Child Support Obligations
The court further examined the issue of child support obligations arising from the decedent's status as a parent, concluding that such obligations exist independently of the life insurance beneficiary designations. It referenced the New Jersey Parentage Act, which establishes that a parent's duty to support their child persists even after their death. The court noted that this obligation is not extinguished by the lack of a formal beneficiary designation and can be enforced against the decedent's estate. The ruling emphasized the state's public policy interest in ensuring that children receive support from their parents, regardless of marital status. The court underscored that the obligation to provide for one's child is a fundamental duty that transcends contractual arrangements and must be upheld. This perspective allowed the court to navigate the complexities of the case while prioritizing the welfare of the child involved.

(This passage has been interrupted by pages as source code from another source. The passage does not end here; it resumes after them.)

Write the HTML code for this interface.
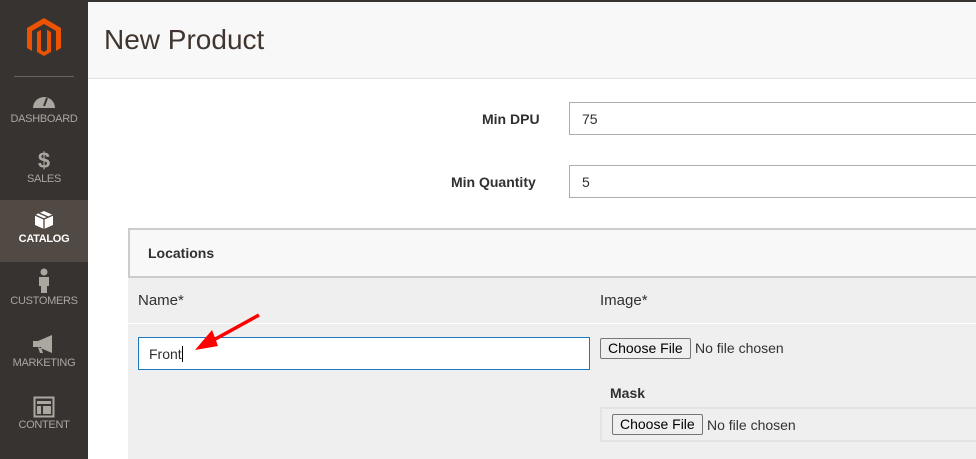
<!DOCTYPE html>
<html><head><style>
*{box-sizing:border-box;margin:0;padding:0}
body{width:976px;height:459px;overflow:hidden;background:#fff;font-family:"Liberation Sans",Arial,sans-serif;position:relative;color:#303030}
.sb{position:absolute;left:0;top:0;width:88px;height:459px;background:#373330}
.it{position:absolute;left:0;width:88px;height:62px;text-align:center;color:#aaa6a0;font-size:11px}
.it span{position:absolute;left:0;right:0;top:33px;letter-spacing:-0.3px}
.it svg{position:absolute;left:50%;transform:translateX(-50%);top:12px}
.act{background:#514943;color:#fff;font-weight:bold}
.hdr{position:absolute;left:88px;top:0;right:0;height:79px;background:#f8f8f8;border-bottom:1px solid #e3e3e3;border-top:2px solid #373330}
.hdr h1{position:absolute;left:16px;top:22px;font-weight:normal;font-size:28px;color:#41362f}
.lbl{position:absolute;font-size:14px;font-weight:bold;color:#303030}
.inp{position:absolute;background:#fff;border:1px solid #adadad;font-size:14px;padding:0 12px;display:flex;align-items:center}
.btn{position:absolute;background:#efefef;border:1px solid #767676;border-radius:2px;font-size:14px;color:#000;padding:0 7px;height:21px;line-height:19px}
.nf{position:absolute;font-size:14px;color:#333}
</style></head><body>
<div class="sb">
 <svg style="position:absolute;left:27px;top:18px" width="34" height="40" viewBox="0 0 34 40"><path d="M17 0L34 10V30L29 33V13L17 6L5 13V33L0 30V10Z M17 10L24 14V34L17 38L10 34V14L14 12V32L17 34L20 32V12Z" fill="#eb5202"/></svg>
 <div style="position:absolute;left:14px;top:76px;width:60px;height:1px;background:#6a6460"></div>
 <div class="it" style="top:80px"><svg width="24" height="18" viewBox="0 0 24 18"><path d="M1 16A11 11 0 0 1 23 16Z" fill="#aaa6a0"/><path d="M12 14L15 6" stroke="#373330" stroke-width="2"/></svg><span>DASHBOARD</span></div>
 <div class="it" style="top:140px"><svg width="16" height="24" viewBox="0 0 16 24" style="top:8px"><text x="8" y="20" text-anchor="middle" font-size="22" font-weight="bold" fill="#aaa6a0" font-family="Liberation Sans">$</text></svg><span>SALES</span></div>
 <div class="it act" style="top:200px"><svg width="20" height="20" viewBox="0 0 20 20" style="top:10px"><path d="M10 1L19 5V15L10 19L1 15V5Z" fill="#fff"/><path d="M1 5L10 9L19 5M10 9V19M5 3L14 7" stroke="#514943" stroke-width="1.3" fill="none"/></svg><span>CATALOG</span></div>
 <div class="it" style="top:262px"><svg width="14" height="26" viewBox="0 0 14 26" style="top:6px"><circle cx="7" cy="4" r="3.5" fill="#aaa6a0"/><path d="M2 9H12V18H10V25H4V18H2Z" fill="#aaa6a0"/></svg><span>CUSTOMERS</span></div>
 <div class="it" style="top:324px"><svg width="24" height="20" viewBox="0 0 24 20" style="top:10px"><path d="M1 7H6L20 1V19L6 13H1Z M6 13L8 19H11L9 13" fill="#aaa6a0"/></svg><span>MARKETING</span></div>
 <div class="it" style="top:386px"><svg width="22" height="22" viewBox="0 0 22 22" style="top:10px"><rect x="1.5" y="1.5" width="19" height="19" fill="none" stroke="#aaa6a0" stroke-width="2"/><rect x="4" y="5" width="14" height="3" fill="#aaa6a0"/><rect x="4" y="10" width="4" height="8" fill="#aaa6a0"/><rect x="10" y="10" width="8" height="8" fill="#aaa6a0"/></svg><span>CONTENT</span></div>
</div>
<div class="hdr"><h1>New Product</h1></div>
<div class="lbl" style="left:482px;top:111px">Min DPU</div>
<div class="inp" style="left:569px;top:102px;width:420px;height:33px">75</div>
<div class="lbl" style="left:451px;top:174px">Min Quantity</div>
<div class="inp" style="left:569px;top:165px;width:420px;height:33px">5</div>
<div style="position:absolute;left:128px;top:228px;width:860px;height:50px;background:#f8f8f8;border:2px solid #ccc"></div>
<div class="lbl" style="left:148px;top:245px">Locations</div>
<div style="position:absolute;left:128px;top:278px;width:848px;height:181px;background:#efefef"></div>
<div style="position:absolute;left:128px;top:323px;width:848px;height:1px;background:#fff"></div>
<div class="lbl" style="left:138px;top:292px;font-weight:normal;font-size:15px">Name*</div>
<div class="lbl" style="left:600px;top:292px;font-weight:normal;font-size:15px">Image*</div>
<div class="inp" style="left:138px;top:337px;width:452px;height:33px;border-color:#1979c3;padding-left:10px">Front<span style="display:inline-block;width:1px;height:16px;background:#000"></span></div>
<div class="btn" style="left:600px;top:338px">Choose File</div>
<div class="nf" style="left:695px;top:340px">No file chosen</div>
<div class="lbl" style="left:610px;top:385px">Mask</div>
<div style="position:absolute;left:600px;top:407px;width:390px;height:35px;border:2px solid #e3e3e3;background:#efefef"></div>
<div class="btn" style="left:612px;top:414px">Choose File</div>
<div class="nf" style="left:707px;top:417px">No file chosen</div>
<svg style="position:absolute;left:0;top:0" width="976" height="459"><line x1="259" y1="315" x2="210" y2="342" stroke="#f00" stroke-width="3.5"/><path d="M195 350L212 330L218 346Z" fill="#f00"/></svg>
</body></html>
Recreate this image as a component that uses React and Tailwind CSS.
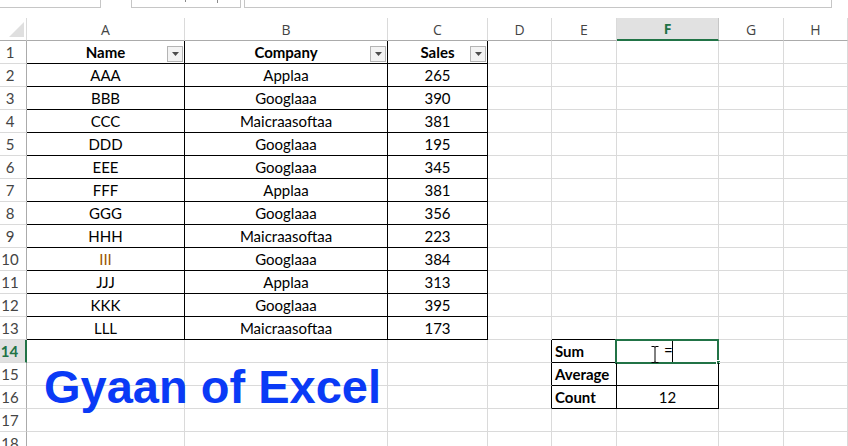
import React from "react";

const COLS = ["A", "B", "C", "D", "E", "F", "G", "H"];

const DATA = [
  ["AAA", "Applaa", "265"],
  ["BBB", "Googlaaa", "390"],
  ["CCC", "Maicraasoftaa", "381"],
  ["DDD", "Googlaaa", "195"],
  ["EEE", "Googlaaa", "345"],
  ["FFF", "Applaa", "381"],
  ["GGG", "Googlaaa", "356"],
  ["HHH", "Maicraasoftaa", "223"],
  ["III", "Googlaaa", "384"],
  ["JJJ", "Applaa", "313"],
  ["KKK", "Googlaaa", "395"],
  ["LLL", "Maicraasoftaa", "173"],
];

// is cell inside a bordered block (table A1:C13 or summary E14:F16)
function inBlock(r, c) {
  if (r >= 1 && r <= 13 && c >= 0 && c <= 2) return true;
  if (r >= 14 && r <= 16 && (c === 4 || c === 5)) return true;
  return false;
}

function FilterButton() {
  return (
    <div className="absolute right-[1px] bottom-[1px] w-[16px] h-[16px] border border-[#b4b4b4] bg-[#f3f3f3] flex items-center justify-center">
      <svg width="7" height="4" viewBox="0 0 7 4">
        <path d="M0 0 L7 0 L3.5 4 Z" fill="#4d4d4d" />
      </svg>
    </div>
  );
}

function cellText(r, c) {
  if (r === 1) return ["Name", "Company", "Sales"][c] ?? "";
  if (r >= 2 && r <= 13 && c <= 2) return DATA[r - 2][c];
  if (c === 4 && r === 14) return "Sum";
  if (c === 4 && r === 15) return "Average";
  if (c === 4 && r === 16) return "Count";
  if (c === 5 && r === 16) return "12";
  return "";
}

function Cell({ r, c }) {
  const rightBlack = inBlock(r, c) || (c === 3 && r >= 14 && r <= 16);
  const bottomBlack = inBlock(r, c) || (r === 13 && (c === 4 || c === 5));
  const text = cellText(r, c);
  const isHeader = r === 1 && c <= 2;
  const isLabel = c === 4 && r >= 14 && r <= 16;
  const selected = r === 14 && c === 5;

  return (
    <div
      className={`relative h-[23px] border-r border-b flex items-center ${
        rightBlack ? "border-r-black" : "border-r-[#dadada]"
      } ${bottomBlack ? "border-b-black" : "border-b-[#dadada]"} ${
        isLabel ? "justify-start pl-[3px] font-bold" : "justify-center"
      } ${isHeader ? "font-bold" : ""} ${r === 10 && c === 0 ? "text-[#9a5500]" : "text-black"}`}
    >
      <span className="leading-none pt-[1px]">{text}</span>
      {isHeader && <FilterButton />}
      {selected && (
        <>
          <div className="absolute -left-[2px] -top-[1px] w-[104px] h-[25px] border-2 border-[#217346]" />
          <div className="absolute -right-[3px] -bottom-[3px] w-[5px] h-[5px] bg-[#217346] border border-white" />
          <svg className="absolute left-[34px] top-[6px]" width="8" height="17" viewBox="0 0 8 17">
            <path d="M0.5 0.5 H3 Q4 0.5 4 1.5 V15.5 Q4 16.5 3 16.5 H0.5 M7.5 0.5 H5 Q4 0.5 4 1.5 M4 15.5 Q4 16.5 5 16.5 H7.5" stroke="#000" strokeWidth="1" fill="none" />
          </svg>
          <span className="absolute left-[47px] top-[3px] leading-none text-[15px]">=</span>
          <div className="absolute left-[55px] top-[1px] w-[1px] h-[21px] bg-black" />
        </>
      )}
    </div>
  );
}

export default function App() {
  const rows = Array.from({ length: 18 }, (_, i) => i + 1);

  return (
    <div className="w-[848px] h-[446px] overflow-hidden bg-white relative font-['Lato','Liberation_Sans',sans-serif] text-[15px]">
      {/* formula bar remnants */}
      <div className="h-[18px] flex items-start">
        <div className="-ml-[1px] -mt-[1px] w-[102px] h-[9px] border border-[#c6c6c6]" />
        <div className="ml-[30px] -mt-[1px] w-[110px] h-[9px] border border-[#c6c6c6] flex items-start">
          <div className="ml-[53px] w-[1px] h-[2px] bg-[#8a8a8a]" />
          <div className="ml-[31px] w-[1px] h-[3px] bg-[#8a8a8a]" />
        </div>
        <div className="ml-[3px] -mt-[1px] w-[588px] h-[9px] border border-[#c6c6c6]" />
      </div>

      <div className="grid grid-cols-[27px_158px_203px_100px_64px_65px_102px_65px_64px]">
        {/* column headers */}
        <div className="h-[23px] border-r border-b border-r-[#dadada] border-b-[#ababab] flex items-end pl-[9px] pb-[3px]">
          <svg width="15" height="15" viewBox="0 0 15 15">
            <path d="M15 0 L15 15 L0 15 Z" fill="#dfdfdf" />
          </svg>
        </div>
        {COLS.map((col) =>
          col === "F" ? (
            <div
              key={col}
              className="h-[23px] bg-[#e1e1e1] border-r border-r-[#c6c6c6] border-b-2 border-b-[#217346] flex items-center justify-center font-['Open_Sans',sans-serif] font-bold text-[14px] text-[#217346]"
            >
              {col}
            </div>
          ) : (
            <div
              key={col}
              className="h-[23px] border-r border-b border-r-[#dadada] border-b-[#ababab] flex items-center justify-center font-['Open_Sans',sans-serif] text-[14px] text-[#444444]"
            >
              {col}
            </div>
          )
        )}

        {rows.map((r) => (
          <React.Fragment key={r}>
            {r === 14 ? (
              <div className="h-[23px] bg-[#e1e1e1] border-r-2 border-r-[#217346] border-b border-b-[#dadada] flex items-center justify-center pr-[6px] font-bold text-[#217346] text-[15px]">
                {r}
              </div>
            ) : (
              <div className="h-[23px] border-r border-b border-r-[#ababab] border-b-[#dadada] flex items-center justify-center pr-[6px] text-[#444444] text-[15px]">
                {r}
              </div>
            )}
            {COLS.map((_, c) => (
              <Cell key={c} r={r} c={c} />
            ))}
          </React.Fragment>
        ))}
      </div>

      {/* text box floating over the sheet */}
      <div className="absolute left-[44px] top-[363px] leading-none font-['Liberation_Sans',Arial,sans-serif] font-bold text-[47px] text-[#0a3af6]">
        Gyaan of Excel
      </div>
    </div>
  );
}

Conclusion on Insurance Proceeds
In its conclusion, the court reversed the trial court's decision that awarded the insurance proceeds to the plaintiff as the intended beneficiary. Instead, it remanded the case to allow the plaintiff to pursue a claim for child support from the decedent's estate, emphasizing that the insurance proceeds could be utilized to fulfill this obligation. The court clarified that while the decedent's verbal expressions of intent did not suffice to change the beneficiaries formally, the parental duty to support his child remained enforceable. This ruling balanced the legal principles surrounding beneficiary designations with the imperative of providing for dependent children, thereby establishing a pathway for the plaintiff to seek support through the decedent's estate. The decision reinforced the notion that obligations of support are paramount and must not be overshadowed by procedural shortcomings related to insurance policy designations.